Противопоставление одинокого окружающему его миру дается К. так, что одинокий уступает напору среды; лишь в романе "Америка" представляется возможным противоположный результат. Пессимистическое отрицание действительности проявляется у К. главным образом в том, что более одаренная личность погибает и торжествует тупое и ограниченное мещанское окружение. К. можно считать выразителем психоидеологии нисходящего класса, точнее говоря, той его прослойки, которая находится в оппозиции к собственному классу. Это - представитель мелкобуржуазной интеллигенции эпохи империалистической войны. Кафка принимал участие в органах немецкого экспрессионизма - "Weisse Blatter" и "Aktion".

Подписана статья инициалами Б.Р. Да и не нужно нам знать имени этого человека: имя ему - легион. Надо полагать это какой-нибудь рапповец из тогдашних литературных приказчиков режима, насаждавших пресловутую "вульгарную социологию", подводивших "классовую базу" под любые произведения человеческого духа. Потом советский Отец Народов решил их извести и уничтожал этих шустряков с особенным удовольствием. Может быть, и этого Б.Р. постигла судьба героя "Процесса" Йозефа К. Следует ли такой конец считать мелкобуржуазным?

Интереснее другое: Кафку знали, причем и за границей, уже в начале тридцатых годов. Мнение о его прижизненной неизвестности и об открытии после смерти Максом Бродом - легенда. Кафка немало печатался при жизни, главные его новеллы были опубликованы в современной ему печати, выходили отдельными изданиями и сборниками. Другое дело, что одной мировой войны оказалось мало для адекватного признания Кафки - понадобилась вторая и Холокост. Тогда он и стал культовой фигурой Запада.

Впрочем, можно еще раз процитировать Курта Тухольского, сказавшего, что рассказ "В исправительной колонии" - даже и не о нашем времени.
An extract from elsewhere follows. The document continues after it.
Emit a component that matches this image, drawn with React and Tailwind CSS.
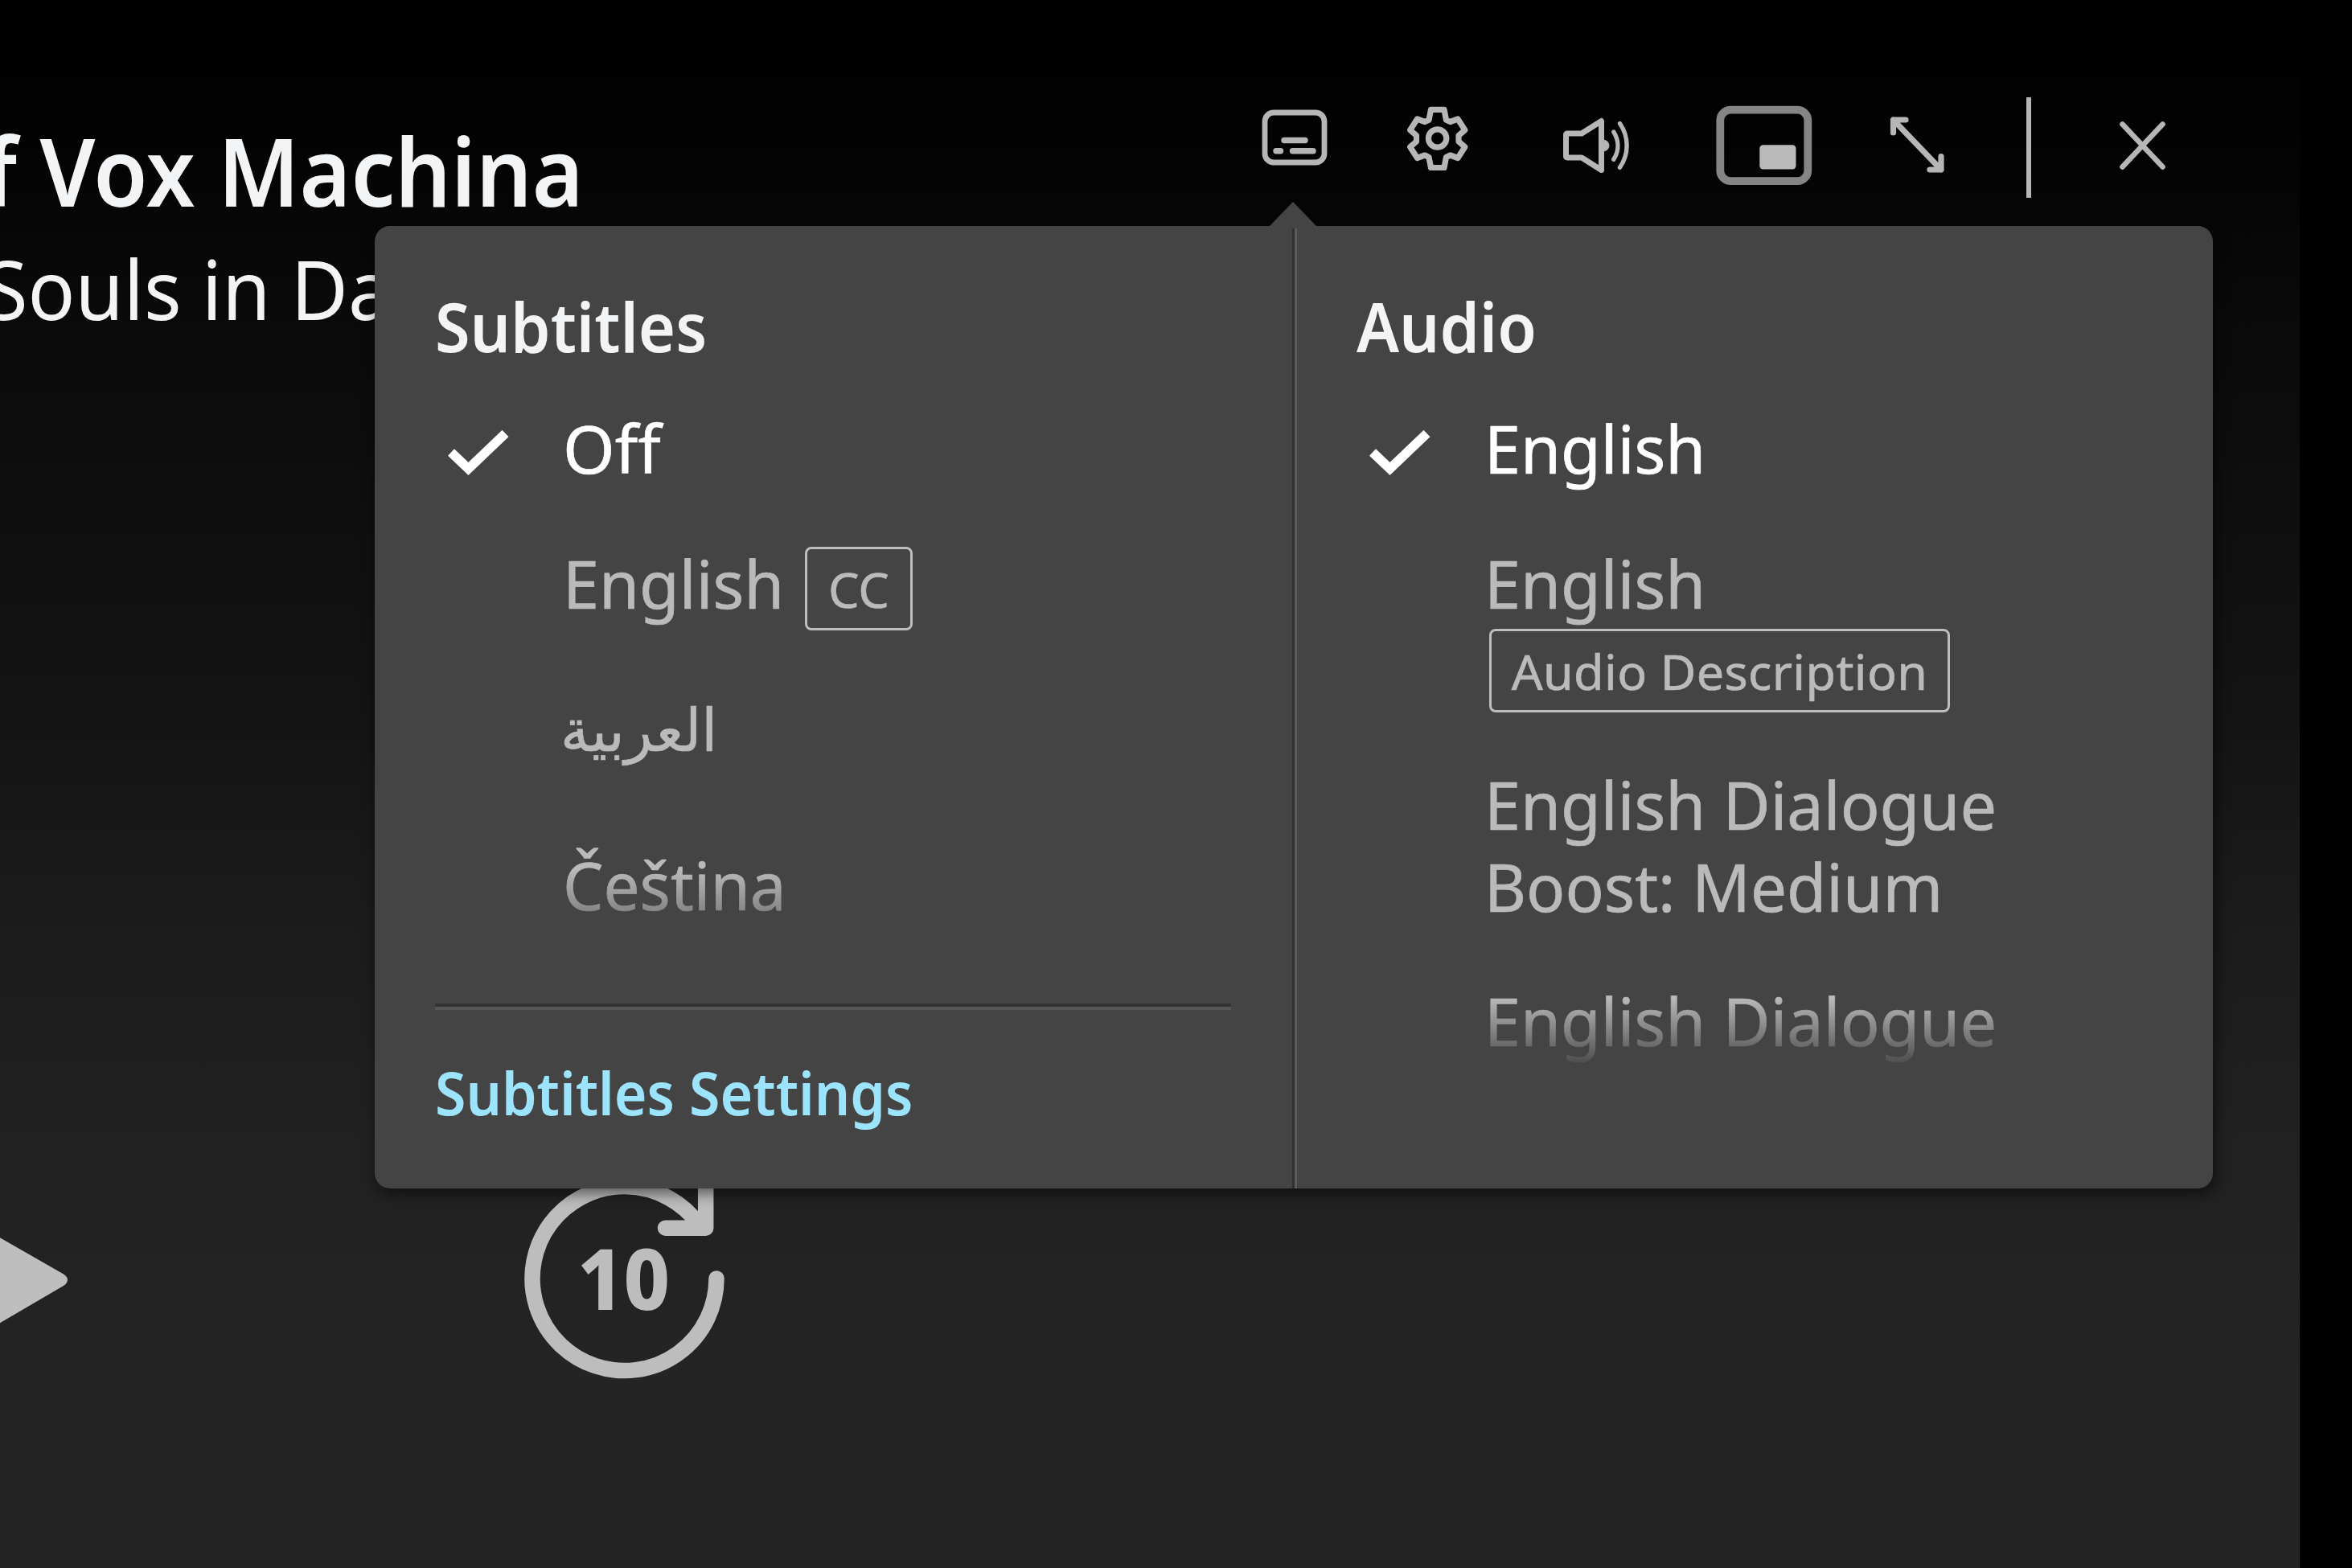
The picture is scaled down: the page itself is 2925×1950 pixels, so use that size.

Людей терзали всегда, только они стали об этом подзабывать, увлекшись викторианским мифом прогресса. И вот тут интересно припомнить тех викторианцев, которые помимо веры, надежды и любви к прогрессу чувствовали что-то еще.

Из русских в связи с Кафкой прежде всего вспоминается даже не Достоевский, а Чехов. Конечно, у Достоевского есть, так сказать, прямо "кафкианские" вещи: "Бобок" и "Сон смешного человека". Сам Кафка знал и любил Достоевского. Но Достоевскому было присуще одно свойство, не приставшее гениальному человеку: он боялся увиденной им правды и убегал от нее, заслоняясь разными мифами. Главным мифом было его религиозное народничество, пресловутый мужик Марей. Чехов был в сравнении с Достоевским много трезвее: не был склонен опьяняться помоями, как сказал он об одном критике. С другой стороны, нельзя сказать, что викторианский прогрессистский миф не коснулся его: он написал однажды Суворину, что в электричестве и паре больше любви к человечеству, чем в целомудрии и воздержании от мяса. Но, зная Чехова, нельзя избавиться от ощущения, что он только отдавал словесную дань признания догматам интеллигентской веры.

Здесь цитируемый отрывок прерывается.